> [Exercise brief]
Repeat what the lines below say, word for word, and skip every image.
**********
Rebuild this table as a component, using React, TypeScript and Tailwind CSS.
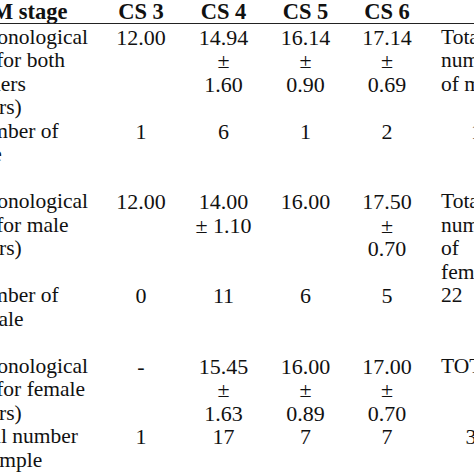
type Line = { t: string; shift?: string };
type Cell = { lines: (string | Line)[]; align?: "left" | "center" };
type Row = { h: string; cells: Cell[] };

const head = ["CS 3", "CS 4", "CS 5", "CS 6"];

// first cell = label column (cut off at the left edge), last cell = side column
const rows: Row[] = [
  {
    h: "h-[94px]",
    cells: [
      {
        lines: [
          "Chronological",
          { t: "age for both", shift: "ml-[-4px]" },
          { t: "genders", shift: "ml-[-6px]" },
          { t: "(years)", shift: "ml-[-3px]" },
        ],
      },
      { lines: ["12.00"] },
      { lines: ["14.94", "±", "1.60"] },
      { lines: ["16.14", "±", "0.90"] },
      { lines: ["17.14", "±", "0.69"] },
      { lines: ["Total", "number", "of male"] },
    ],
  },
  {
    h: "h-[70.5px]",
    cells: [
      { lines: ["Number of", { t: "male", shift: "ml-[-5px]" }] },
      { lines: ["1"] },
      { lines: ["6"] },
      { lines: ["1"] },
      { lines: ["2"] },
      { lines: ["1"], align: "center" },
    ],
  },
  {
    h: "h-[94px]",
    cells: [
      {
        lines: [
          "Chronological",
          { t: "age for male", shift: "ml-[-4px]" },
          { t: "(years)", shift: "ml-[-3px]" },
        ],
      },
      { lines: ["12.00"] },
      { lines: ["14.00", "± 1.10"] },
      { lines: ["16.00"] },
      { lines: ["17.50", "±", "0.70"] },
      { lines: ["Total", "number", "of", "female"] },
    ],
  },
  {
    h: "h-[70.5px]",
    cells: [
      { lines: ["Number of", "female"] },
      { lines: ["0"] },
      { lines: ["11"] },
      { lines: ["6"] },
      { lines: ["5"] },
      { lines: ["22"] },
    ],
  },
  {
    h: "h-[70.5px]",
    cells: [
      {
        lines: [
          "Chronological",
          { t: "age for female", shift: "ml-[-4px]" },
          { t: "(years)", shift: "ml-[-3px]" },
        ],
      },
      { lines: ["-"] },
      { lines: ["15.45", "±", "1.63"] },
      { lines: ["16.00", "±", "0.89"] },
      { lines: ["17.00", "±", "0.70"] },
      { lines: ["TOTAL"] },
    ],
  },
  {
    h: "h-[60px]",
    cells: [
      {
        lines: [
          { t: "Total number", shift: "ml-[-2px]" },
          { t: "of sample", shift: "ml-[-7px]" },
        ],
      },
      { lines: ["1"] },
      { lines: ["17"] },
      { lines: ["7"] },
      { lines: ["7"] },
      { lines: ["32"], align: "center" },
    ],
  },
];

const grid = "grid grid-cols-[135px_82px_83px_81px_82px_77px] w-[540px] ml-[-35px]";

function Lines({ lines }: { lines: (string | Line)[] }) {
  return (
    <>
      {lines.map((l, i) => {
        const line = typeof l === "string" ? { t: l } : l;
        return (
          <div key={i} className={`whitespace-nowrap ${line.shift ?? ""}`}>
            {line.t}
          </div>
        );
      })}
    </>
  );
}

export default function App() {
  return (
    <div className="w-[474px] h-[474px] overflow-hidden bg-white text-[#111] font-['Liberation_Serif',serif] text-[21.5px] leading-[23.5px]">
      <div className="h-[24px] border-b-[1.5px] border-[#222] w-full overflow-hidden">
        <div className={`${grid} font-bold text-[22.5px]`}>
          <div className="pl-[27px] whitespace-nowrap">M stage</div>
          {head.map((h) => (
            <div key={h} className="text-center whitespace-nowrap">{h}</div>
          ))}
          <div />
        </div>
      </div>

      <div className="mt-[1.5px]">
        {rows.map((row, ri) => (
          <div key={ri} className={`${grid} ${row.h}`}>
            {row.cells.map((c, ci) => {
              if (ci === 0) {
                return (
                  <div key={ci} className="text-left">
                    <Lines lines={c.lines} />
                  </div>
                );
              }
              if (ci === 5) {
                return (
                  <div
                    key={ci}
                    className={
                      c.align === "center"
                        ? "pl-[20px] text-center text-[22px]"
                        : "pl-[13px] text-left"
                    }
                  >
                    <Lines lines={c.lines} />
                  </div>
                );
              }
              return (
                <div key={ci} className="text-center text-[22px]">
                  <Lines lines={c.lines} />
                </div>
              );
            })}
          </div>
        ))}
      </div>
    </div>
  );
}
**********
> [Solution to this exercise]
Rebuild this table as a component, using React, TypeScript and Tailwind CSS.
type Line = { t: string; shift?: string };
type Cell = { lines: (string | Line)[]; align?: "left" | "center" };
type Row = { h: string; cells: Cell[] };

const head = ["CS 3", "CS 4", "CS 5", "CS 6"];

// first cell = label column (cut off at the left edge), last cell = side column
const rows: Row[] = [
  {
    h: "h-[94px]",
    cells: [
      {
        lines: [
          "Chronological",
          { t: "age for both", shift: "ml-[-4px]" },
          { t: "genders", shift: "ml-[-6px]" },
          { t: "(years)", shift: "ml-[-3px]" },
        ],
      },
      { lines: ["12.00"] },
      { lines: ["14.94", "±", "1.60"] },
      { lines: ["16.14", "±", "0.90"] },
      { lines: ["17.14", "±", "0.69"] },
      { lines: ["Total", "number", "of male"] },
    ],
  },
  {
    h: "h-[70.5px]",
    cells: [
      { lines: ["Number of", { t: "male", shift: "ml-[-5px]" }] },
      { lines: ["1"] },
      { lines: ["6"] },
      { lines: ["1"] },
      { lines: ["2"] },
      { lines: ["1"], align: "center" },
    ],
  },
  {
    h: "h-[94px]",
    cells: [
      {
        lines: [
          "Chronological",
          { t: "age for male", shift: "ml-[-4px]" },
          { t: "(years)", shift: "ml-[-3px]" },
        ],
      },
      { lines: ["12.00"] },
      { lines: ["14.00", "± 1.10"] },
      { lines: ["16.00"] },
      { lines: ["17.50", "±", "0.70"] },
      { lines: ["Total", "number", "of", "female"] },
    ],
  },
  {
    h: "h-[70.5px]",
    cells: [
      { lines: ["Number of", "female"] },
      { lines: ["0"] },
      { lines: ["11"] },
      { lines: ["6"] },
      { lines: ["5"] },
      { lines: ["22"] },
    ],
  },
  {
    h: "h-[70.5px]",
    cells: [
      {
        lines: [
          "Chronological",
          { t: "age for female", shift: "ml-[-4px]" },
          { t: "(years)", shift: "ml-[-3px]" },
        ],
      },
      { lines: ["-"] },
      { lines: ["15.45", "±", "1.63"] },
      { lines: ["16.00", "±", "0.89"] },
      { lines: ["17.00", "±", "0.70"] },
      { lines: ["TOTAL"] },
    ],
  },
  {
    h: "h-[60px]",
    cells: [
      {
        lines: [
          { t: "Total number", shift: "ml-[-2px]" },
          { t: "of sample", shift: "ml-[-7px]" },
        ],
      },
      { lines: ["1"] },
      { lines: ["17"] },
      { lines: ["7"] },
      { lines: ["7"] },
      { lines: ["32"], align: "center" },
    ],
  },
];

const grid = "grid grid-cols-[135px_82px_83px_81px_82px_77px] w-[540px] ml-[-35px]";

function Lines({ lines }: { lines: (string | Line)[] }) {
  return (
    <>
      {lines.map((l, i) => {
        const line = typeof l === "string" ? { t: l } : l;
        return (
          <div key={i} className={`whitespace-nowrap ${line.shift ?? ""}`}>
            {line.t}
          </div>
        );
      })}
    </>
  );
}

export default function App() {
  return (
    <div className="w-[474px] h-[474px] overflow-hidden bg-white text-[#111] font-['Liberation_Serif',serif] text-[21.5px] leading-[23.5px]">
      <div className="h-[24px] border-b-[1.5px] border-[#222] w-full overflow-hidden">
        <div className={`${grid} font-bold text-[22.5px]`}>
          <div className="pl-[27px] whitespace-nowrap">M stage</div>
          {head.map((h) => (
            <div key={h} className="text-center whitespace-nowrap">{h}</div>
          ))}
          <div />
        </div>
      </div>

      <div className="mt-[1.5px]">
        {rows.map((row, ri) => (
          <div key={ri} className={`${grid} ${row.h}`}>
            {row.cells.map((c, ci) => {
              if (ci === 0) {
                return (
                  <div key={ci} className="text-left">
                    <Lines lines={c.lines} />
                  </div>
                );
              }
              if (ci === 5) {
                return (
                  <div
                    key={ci}
                    className={
                      c.align === "center"
                        ? "pl-[20px] text-center text-[22px]"
                        : "pl-[13px] text-left"
                    }
                  >
                    <Lines lines={c.lines} />
                  </div>
                );
              }
              return (
                <div key={ci} className="text-center text-[22px]">
                  <Lines lines={c.lines} />
                </div>
              );
            })}
          </div>
        ))}
      </div>
    </div>
  );
}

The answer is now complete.